7. The service tax was brought into force on 5.11.1997 vide
Notification No.44/77 with effect from 16.11.1997. Consequent thereupon,
the appellant deducted 5% tax on the bills of the respondent for the period
30.11.1997 to 6.8.1999. The respondent, however, refused to accept the
deductions, and raised a dispute for arbitration under clause 15 of the
terms and conditions mentioned above. This dispute was referred for the
arbitration of a sole arbitrator, a retired Judge of the Delhi High Court.
8. Rules 2 (xii) and 2 (xvii) of the Service Tax Rules, 1994 as
amended in 1997 made the customers or clients of clearing and forwarding
agents and of goods transport operators as assesses. These amended rules
were challenged and were held ultra vires the Act by this Court in Laghu
Udyog Bharati vs. Union of India reported in 1999 (6) SCC 418. The Court
examined the provisions of the Act and particularly Section 68 and the
definition of “person responsible for collecting the service tax” in
Section 65(28) and in terms held in paragraph 9 that “the service tax is
levied by reason of the services which are offered.
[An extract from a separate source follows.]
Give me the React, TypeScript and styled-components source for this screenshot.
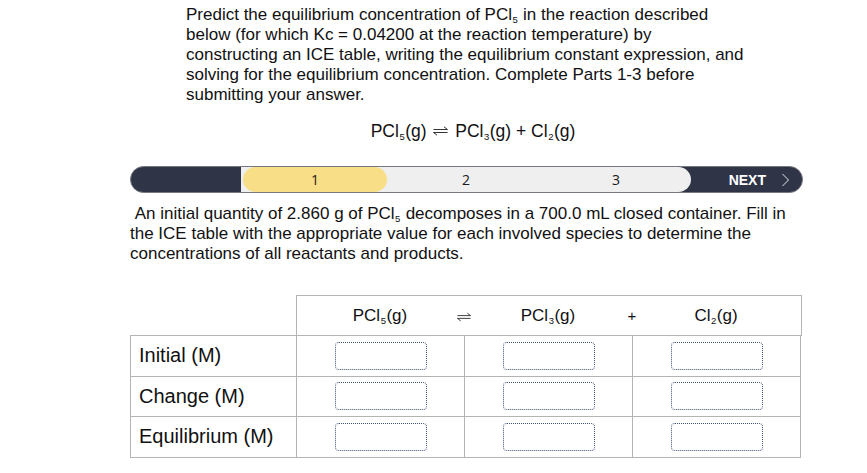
import styled, { createGlobalStyle } from "styled-components"

const GlobalStyle = createGlobalStyle`
  * { box-sizing: border-box; }
  body {
    margin: 0;
    background: #ffffff;
    font-family: "Liberation Sans", Arial, sans-serif;
    color: #111111;
  }
`

const EquilArrow = ({ w = 15 }: { w?: number }) => (
  <svg width={w} height="10" viewBox="0 0 15 10" fill="none" stroke="#333" strokeWidth="1">
    <path d="M0.5 3.5 H14.5 L11 0.8" />
    <path d="M14.5 6.5 H0.5 L4 9.2" />
  </svg>
)

const Chevron = () => (
  <svg width="9" height="14" viewBox="0 0 9 14" fill="none" stroke="#e8e9ee" strokeWidth="1">
    <path d="M1.5 1 L7.5 7 L1.5 13" />
  </svg>
)

const App = () => {
  return (
    <>
      <GlobalStyle />
      <Page>
        <Intro>
          <Para>
            Predict the equilibrium concentration of PCl<Sub>5</Sub> in the reaction described<br />
            below (for which Kc = 0.04200 at the reaction temperature) by<br />
            constructing an ICE table, writing the equilibrium constant expression, and<br />
            solving for the equilibrium concentration. Complete Parts 1-3 before<br />
            submitting your answer.
          </Para>
          <Equation>
            PCl<Sub>5</Sub>(g) <EquilArrow /> PCl<Sub>3</Sub>(g) + Cl<Sub>2</Sub>(g)
          </Equation>
        </Intro>

        <Bar>
          <BarEnd />
          <Track>
            <Step $active>1</Step>
            <Step>2</Step>
            <Step>3</Step>
          </Track>
          <NextButton>
            NEXT
            <Chevron />
          </NextButton>
        </Bar>

        <Para>
          &nbsp;An initial quantity of 2.860 g of PCl<Sub>5</Sub> decomposes in a 700.0 mL closed container. Fill in<br />
          the ICE table with the appropriate value for each involved species to determine the<br />
          concentrations of all reactants and products.
        </Para>

        <Table>
          <HeaderRow>
            <Species>PCl<Sub>5</Sub>(g)</Species>
            <Symbol><EquilArrow w={14} /></Symbol>
            <Species>PCl<Sub>3</Sub>(g)</Species>
            <Symbol>+</Symbol>
            <Species>Cl<Sub>2</Sub>(g)</Species>
          </HeaderRow>
          <Body>
            {["Initial (M)", "Change (M)", "Equilibrium (M)"].map((label) => (
              <Row key={label}>
                <Label>{label}</Label>
                <Cell><Entry type="text" /></Cell>
                <Cell><Entry type="text" /></Cell>
                <Cell><Entry type="text" /></Cell>
              </Row>
            ))}
          </Body>
        </Table>
      </Page>
    </>
  )
}

export default App

const Page = styled.div`
  width: 673px;
  margin-left: 130px;
  padding-top: 5px;
`

const Intro = styled.div`
  width: 574px;
  margin-left: 56px;
`

const Para = styled.p`
  margin: 0;
  font-size: 17px;
  line-height: 20px;
  color: #111;
  white-space: nowrap;
`

const Sub = styled.sub`
  font-size: 9.5px;
  line-height: 0;
  vertical-align: -3px;
  margin: 0 0.5px;
`

const Equation = styled.div`
  margin-top: 16px;
  text-align: center;
  font-size: 17.5px;
  line-height: 20px;

  svg {
    vertical-align: 1px;
    margin: 0 2px;
  }
`

const Bar = styled.div`
  margin-top: 25px;
  height: 27px;
  display: flex;
  background: #2f3447;
  border: 1.5px solid #75787f;
  border-radius: 14px;
  overflow: hidden;
  margin-bottom: 11px;
`

const BarEnd = styled.div`
  width: 110px;
`

const Track = styled.div`
  display: flex;
  width: 450px;
  background: #efefef;
  border-radius: 0 13px 13px 0;
`

const Step = styled.div<{ $active?: boolean }>`
  width: ${(p) => (p.$active ? "144px" : "150px")};
  margin: ${(p) => (p.$active ? "0 4px 0 2px" : "0")};
  display: flex;
  align-items: center;
  justify-content: center;
  font-family: "Open Sans", "Noto Sans", sans-serif;
  font-size: 14px;
  color: #1a1a1a;
  background: ${(p) => (p.$active ? "#f8de87" : "transparent")};
  border-radius: ${(p) => (p.$active ? "13px" : "0")};
`

const NextButton = styled.div`
  flex: 1;
  display: flex;
  align-items: center;
  justify-content: flex-end;
  gap: 15px;
  padding-right: 12px;
  color: #ffffff;
  font-weight: 700;
  font-size: 14px;
`

const Table = styled.div`
  margin-top: 31px;
`

const HeaderRow = styled.div`
  margin-left: 166px;
  width: 506px;
  height: 40px;
  padding: 0 15px;
  display: grid;
  grid-template-columns: 136px 32px 136px 32px 136px;
  align-items: center;
  border: 1.5px solid #b4b4b4;
  border-bottom: none;
  font-size: 17px;
`

const Species = styled.div`
  text-align: center;
`

const Symbol = styled.div`
  text-align: center;
  font-size: 15px;

  svg {
    vertical-align: middle;
  }
`

const Body = styled.div`
  width: 672px;
  border-top: 1.5px solid #b4b4b4;
  border-left: 1.5px solid #b4b4b4;
`

const Row = styled.div`
  display: grid;
  grid-template-columns: 166px 168px 168px 168px;
  height: 40.5px;
`

const Label = styled.div`
  display: flex;
  align-items: center;
  padding-left: 8px;
  font-size: 20px;
  color: #111;
  border-right: 1.5px solid #b4b4b4;
  border-bottom: 1.5px solid #b4b4b4;
`

const Cell = styled.div`
  display: flex;
  align-items: center;
  justify-content: center;
  border-right: 1.5px solid #b4b4b4;
  border-bottom: 1.5px solid #b4b4b4;
`

const Entry = styled.input`
  width: 92px;
  height: 28px;
  border: 1px dotted #3d4f70;
  border-radius: 4px;
  background: #ffffff;
  outline: none;
  padding: 0 4px;
  font-size: 14px;
`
The imposition is on
the person rendering service.”
9. To overcome the law laid down in Laghu Udyog Bharati (supra),
the Finance Act 2000 brought in an amendment on 12.5.2000 (effective from
16.7.1997) in the manner indicated in Section 116 which reads as follows:
“116. Amendment of Act 32 of 1994. — During the period
commencing on and from the 16th day of July, 1997 and ending
with the 16th day of October, 1998, the provisions of Chapter V
of the Finance Act, 1994 shall be deemed to have had effect
subject to the following modifications, namely—
(a) in Section 65,—
(i) for clause (6), the following clause had been
substituted, namely—
‘(6) “assessee” means a person liable for collecting the
service tax and includes—
(i) his agent; or
(ii) in relation to services provided by a clearing and
forwarding agent, every person who engages a clearing and
forwarding agent and by whom remuneration or commission (by
whatever name called) is paid for such services to the said
agent; or
(iii) in relation to services provided by a goods transport
operator, every person who pays or is liable to pay the freight
either himself or through his agent for the transportation of
goods by road in a goods carriage;’
(ii) after clause (18), the following clauses had been substituted,
namely—
‘(18-A) “goods carriage” has the meaning assigned to it in
clause (14) of Section 2 of the Motor Vehicles Act, 1988;
(18-B) “goods transport operator” means any commercial
concern engaged in the transportation of goods but does not include
a courier agency;’;
(iii) in clause (48), after sub-clause (m), the following sub-
clause had been inserted, namely—
‘(m-a) to a customer, by a goods transport operator in
relation to carriage of goods by road in a goods carriage;’;
(b) in Section 66, for sub-section (3), the following sub-section
had been substituted, namely—
‘(3) On and from the 16th day of July, 1997, there shall be
levied a tax at the rate of five per cent of the value of taxable
services referred to in sub-clauses (g), (h), (i), (j), (k), (l),
(m), (m-a), (n) and (o) of clause (48) of Section 65 and collected
in such manner as may be prescribed.’;
(c) in Section 67, after clause (k), the following clause had been
inserted, namely—
‘(k-a) in relation to service provided by goods transport operator to
a customer, shall be the gross amount charged by such operator for
services in relation to carrying goods by road in a goods carriage and
includes the freight charges but does not include any insurance
charges’.”
Proceedings prior to this appeal:
10. The respondent contended before the learned arbitrator that its
dominant work was of transporting and forwarding of goods by road, and not
of a handling contractor, and that the mere fact that it may be required to
handle the goods in a manner and to the extent provided in the contract
between the parties, was merely incidental. The learned arbitrator,
however, noted that the contract between the parties dated 17.6.1998
referred the respondent as the ‘handling contractor’, who shall undertake
the job of handling iron and steel materials at the yard of the company on
the terms and conditions stipulated therein as also in the manner and in
all respects as mentioned in the contract. He referred to the notice
inviting tender, the declaration of particulars relating to the tender, the
schedule of rates, the provision relating to scope of work and the
obligations of the contractor detailed in clause 6. In that connection,
he referred to the letter dated 27.11.1997 received from the office of
Commissioner of Central Excise, Chennai wherein he had also held the work
of the handling contractor as that of the clearing and forwarding agent
liable to pay service tax. The arbitrator therefore held that the
respondent was forwarding and clearing contractor.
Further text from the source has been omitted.